Roughly speaking, the autonomous vehicle system can be commonly divided into three primary classes [
16,
17], including perception and environment mapping, motion planning and control system. In this article, we develop an autonomous driving system, as shown in
Figure 1. The perception and environment mapping are applied to determine where the self-driving vehicle is and what surrounding environments are. One of the most challenging issues in the urban scene is less-texture and high illumination. So that the localization algorithm could achieve precision and be robust in the area, the localization uses the inertial navigation system (INS) with an Inertial Measurement Unit (IMU) and Global Positioning System (GPS) fusion to avoid drift over time [
16,
17]. In GPS-denied environments such as a tunnel scene, the 3D LiDAR odometry [
18] technique is implemented to localize itself. The prediction uses the Interactive Multiple Model–Unscented Kalman Filter–Joint Probabilistic Data Association Filter (IMM-UKF-JPDAF) method [
19], which predict the trajectories of the dynamic objects such as vehicles, pedestrian. The motion planning categorizes into three groups [
16,
17,
20] global path planning (GPP), decision-making and local planning. The GPP makes route planning, which plots through a series of lanes or roads efficiently. The GPP generally uses a High Definition (HD) Map, which provides ad-hoc structured information regarding the streets and Vehicle-to-X (V2X) communication technology, then it chooses the best route via a series of waypoints.
This paper focuses on handling a hierarchical control system including decision making, local path planning and control. The decision-making can be divided into Finite State Machines (FSM) and Markov Decision Processes (MDPs) [
16,
17]. MDPs is useful for solutions with uncertainty information of perception and quite complicates to implement with a large variety of scenarios. In contrast, FSM is a simple method and handles well with many circumstances. In the DARPA Urban Challenge, Stanford Junior team succeeded in applying FSM with several scenarios in urban traffic roads [
4]. However, the main drawback of FSM is the difficulty in solving uncertainty and in large-scale scenarios. In this work, we propose the decision-making with a new structure to manage various traffic scenarios and road conditions. This FSM contains the mission that the vehicle should perform and the behavior of the car, such as lane-changing, lane-keeping, obeying traffic lights, and rule-based speed limits. The local path planner (LPP) generates a regional trajectory for the autonomous vehicle in both structured and unstructured scenarios. Researchers in [
21] used the decoupled approach of path and velocity to produce a speed profile, although this solution is not optimal but straightforward. Appolo [
12] performs the spline path by determining a QP optimization problem with linearized constraints. Despite this algorithm is an effective method but not optimal with the temporal variable. In this paper, we solve the LPP by exploring an optimization problem in the Frenet coordinate [
22]. Herein, we define the optimization problem with not only trajectory parameters but also travel time, and additionally join the constraints of input and output velocity. After solving this optimization problem, we have both spatial and temporal parameters for the control. Recently, the deep learning approaches can be employed to manage lateral control directly [
23] or aid the controller [
24]. Nevertheless, the computational cost, complexity, and less robustness are the main drawbacks of the method. The classical controller as the PID method is the most popular control strategy which operates adequately in various applications of process control. However, distributed noises such as road conditions, friction forces are hard to handle by the PID controller. Moreover, the Model Predictive Control (MPC) [
20,
25] is a state-of-the-art solution for cruise control due to its accuracy. However, the implementation of MPC is complex and offers a computationally-expensive solution. The authors of [
20,
26] designed a unique Scheduled Feedforward PI (SFF-PI) controller for both acceleration and brake. We propose two SFF-PI controllers for the longitudinal control. The proposed architecture efficiently manipulates both acceleration and brake.

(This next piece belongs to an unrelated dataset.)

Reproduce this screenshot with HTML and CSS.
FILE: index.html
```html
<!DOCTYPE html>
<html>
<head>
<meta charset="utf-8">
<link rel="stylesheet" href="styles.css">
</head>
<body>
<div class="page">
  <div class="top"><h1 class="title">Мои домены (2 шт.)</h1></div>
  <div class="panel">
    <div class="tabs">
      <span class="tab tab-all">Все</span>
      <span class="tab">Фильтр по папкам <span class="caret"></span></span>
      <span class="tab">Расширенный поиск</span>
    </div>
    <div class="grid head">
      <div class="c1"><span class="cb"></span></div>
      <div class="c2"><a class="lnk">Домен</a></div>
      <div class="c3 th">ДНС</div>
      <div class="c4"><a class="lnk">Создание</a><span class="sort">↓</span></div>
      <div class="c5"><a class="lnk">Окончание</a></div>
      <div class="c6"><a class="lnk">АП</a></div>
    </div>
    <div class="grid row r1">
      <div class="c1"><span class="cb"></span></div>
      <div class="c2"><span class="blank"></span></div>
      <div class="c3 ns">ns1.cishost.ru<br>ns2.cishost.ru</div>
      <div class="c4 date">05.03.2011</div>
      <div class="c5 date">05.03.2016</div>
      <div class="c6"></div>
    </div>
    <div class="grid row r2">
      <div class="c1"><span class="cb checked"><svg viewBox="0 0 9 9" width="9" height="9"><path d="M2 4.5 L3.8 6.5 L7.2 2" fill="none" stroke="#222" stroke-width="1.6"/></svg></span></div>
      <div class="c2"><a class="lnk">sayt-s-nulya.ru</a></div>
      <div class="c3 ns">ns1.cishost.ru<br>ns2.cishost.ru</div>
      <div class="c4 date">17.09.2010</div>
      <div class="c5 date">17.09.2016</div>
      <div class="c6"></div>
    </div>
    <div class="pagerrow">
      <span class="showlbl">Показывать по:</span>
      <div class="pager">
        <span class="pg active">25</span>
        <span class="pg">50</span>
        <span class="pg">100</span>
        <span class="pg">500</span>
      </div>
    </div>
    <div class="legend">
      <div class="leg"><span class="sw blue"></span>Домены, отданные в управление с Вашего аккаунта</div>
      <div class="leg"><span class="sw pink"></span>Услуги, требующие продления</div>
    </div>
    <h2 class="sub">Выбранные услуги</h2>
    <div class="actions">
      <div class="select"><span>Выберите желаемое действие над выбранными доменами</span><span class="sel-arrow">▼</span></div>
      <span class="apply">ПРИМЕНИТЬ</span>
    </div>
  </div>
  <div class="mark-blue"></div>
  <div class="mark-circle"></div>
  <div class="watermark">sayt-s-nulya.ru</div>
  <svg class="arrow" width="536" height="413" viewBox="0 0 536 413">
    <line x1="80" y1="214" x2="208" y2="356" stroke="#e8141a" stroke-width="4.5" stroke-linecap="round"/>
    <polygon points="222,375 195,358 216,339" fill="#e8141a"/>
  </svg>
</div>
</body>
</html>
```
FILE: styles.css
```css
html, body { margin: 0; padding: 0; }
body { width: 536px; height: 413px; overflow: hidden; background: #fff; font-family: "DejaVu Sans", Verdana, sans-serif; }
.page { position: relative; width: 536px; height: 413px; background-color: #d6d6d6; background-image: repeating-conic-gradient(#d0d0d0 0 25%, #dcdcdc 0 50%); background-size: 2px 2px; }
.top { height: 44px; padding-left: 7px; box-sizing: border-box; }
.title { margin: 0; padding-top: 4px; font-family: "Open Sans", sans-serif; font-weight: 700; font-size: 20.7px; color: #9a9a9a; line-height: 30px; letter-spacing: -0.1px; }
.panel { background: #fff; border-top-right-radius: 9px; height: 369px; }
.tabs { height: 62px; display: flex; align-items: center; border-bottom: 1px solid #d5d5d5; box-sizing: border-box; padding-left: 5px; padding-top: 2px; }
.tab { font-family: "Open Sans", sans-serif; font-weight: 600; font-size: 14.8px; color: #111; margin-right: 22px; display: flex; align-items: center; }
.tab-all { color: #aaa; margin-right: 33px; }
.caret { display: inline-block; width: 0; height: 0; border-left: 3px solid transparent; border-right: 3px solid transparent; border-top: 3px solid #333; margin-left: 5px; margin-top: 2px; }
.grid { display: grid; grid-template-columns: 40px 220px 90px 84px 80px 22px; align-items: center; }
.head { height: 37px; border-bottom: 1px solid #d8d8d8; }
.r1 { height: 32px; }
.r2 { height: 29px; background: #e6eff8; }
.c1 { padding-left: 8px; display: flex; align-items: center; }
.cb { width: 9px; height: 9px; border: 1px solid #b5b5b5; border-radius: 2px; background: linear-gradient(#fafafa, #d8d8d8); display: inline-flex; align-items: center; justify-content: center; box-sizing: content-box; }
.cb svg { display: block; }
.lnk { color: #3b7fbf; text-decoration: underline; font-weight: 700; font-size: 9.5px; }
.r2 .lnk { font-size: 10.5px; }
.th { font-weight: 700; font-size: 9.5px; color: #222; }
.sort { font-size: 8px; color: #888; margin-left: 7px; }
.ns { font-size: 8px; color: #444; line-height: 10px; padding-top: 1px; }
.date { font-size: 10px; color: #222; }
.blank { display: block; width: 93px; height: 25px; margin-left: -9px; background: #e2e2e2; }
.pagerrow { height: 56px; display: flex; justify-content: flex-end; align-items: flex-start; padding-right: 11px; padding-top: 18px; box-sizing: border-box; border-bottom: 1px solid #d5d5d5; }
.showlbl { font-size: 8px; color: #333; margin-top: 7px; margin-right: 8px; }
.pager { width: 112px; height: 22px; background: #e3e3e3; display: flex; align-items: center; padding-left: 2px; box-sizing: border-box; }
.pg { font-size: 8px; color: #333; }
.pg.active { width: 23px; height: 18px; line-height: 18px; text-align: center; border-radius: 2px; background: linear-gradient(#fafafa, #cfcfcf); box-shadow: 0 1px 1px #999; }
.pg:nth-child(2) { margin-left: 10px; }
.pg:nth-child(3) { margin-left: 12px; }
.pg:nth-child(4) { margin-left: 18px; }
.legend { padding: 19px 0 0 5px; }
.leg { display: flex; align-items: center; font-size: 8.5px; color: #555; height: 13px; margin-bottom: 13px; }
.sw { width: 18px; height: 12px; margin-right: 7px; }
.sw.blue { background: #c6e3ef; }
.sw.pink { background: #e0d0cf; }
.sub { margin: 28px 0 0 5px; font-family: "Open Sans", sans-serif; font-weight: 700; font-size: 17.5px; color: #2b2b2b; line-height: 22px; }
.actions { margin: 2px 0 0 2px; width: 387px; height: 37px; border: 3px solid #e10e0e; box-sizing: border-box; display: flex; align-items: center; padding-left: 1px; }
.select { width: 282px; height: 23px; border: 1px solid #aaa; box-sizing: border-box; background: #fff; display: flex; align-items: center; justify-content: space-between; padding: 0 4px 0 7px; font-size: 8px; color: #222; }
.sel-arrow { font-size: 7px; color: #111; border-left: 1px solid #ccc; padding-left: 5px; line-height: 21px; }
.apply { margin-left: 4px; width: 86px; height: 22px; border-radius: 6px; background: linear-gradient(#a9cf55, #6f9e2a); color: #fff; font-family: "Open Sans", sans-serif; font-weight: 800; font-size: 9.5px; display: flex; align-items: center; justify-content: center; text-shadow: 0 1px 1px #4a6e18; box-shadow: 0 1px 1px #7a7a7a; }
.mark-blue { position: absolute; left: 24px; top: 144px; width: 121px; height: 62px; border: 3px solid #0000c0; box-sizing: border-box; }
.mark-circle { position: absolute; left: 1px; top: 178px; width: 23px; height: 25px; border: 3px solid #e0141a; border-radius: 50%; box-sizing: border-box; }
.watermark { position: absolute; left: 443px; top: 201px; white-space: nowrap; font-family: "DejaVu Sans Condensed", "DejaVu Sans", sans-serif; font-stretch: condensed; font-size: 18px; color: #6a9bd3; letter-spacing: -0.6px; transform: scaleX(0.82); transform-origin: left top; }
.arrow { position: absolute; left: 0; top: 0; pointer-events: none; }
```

This paper is highlighted with substantial contributions as follows:
- (i)
We successfully develop and implement a hierarchical control system for an autonomous vehicle platform. The vehicle can manipulate the whole mission autonomously within a proving ground.
- (ii)
The motion planning with the decision-making mechanism using two-stage FSM for the SDCs is proposed. Besides, we solve an efficient LPP by using a nonlinear optimization technique and a real-time Hybrid A* algorithm.
- (iii)
The adaptive-pure pursuit algorithm for path tracking and a new SFF-PI architecture for longitudinal control are implemented successfully in urban environments.
The remainder of this paper addresses the design of a hierarchical control system for a self-driving vehicle of Chungbuk National University called Clothoid.
Section 2 describes the study on motion planning with decision making using two-level FSM. Next, the local path planning generating a comfortable trajectory by solving nonlinear constraints based-optimization is presented. The local path performs practically an obstacle avoidance algorithm with the occupancy grid map using real-time hybrid A*. Then, the control strategies that use an adaptive-purse pursuit for lateral control and two SFF-PI controllers for longitudinal control are exhibited. Finally, experimental results in the K-city proving ground are described in
Section 3 and
Section 4 provides the conclusion of the paper.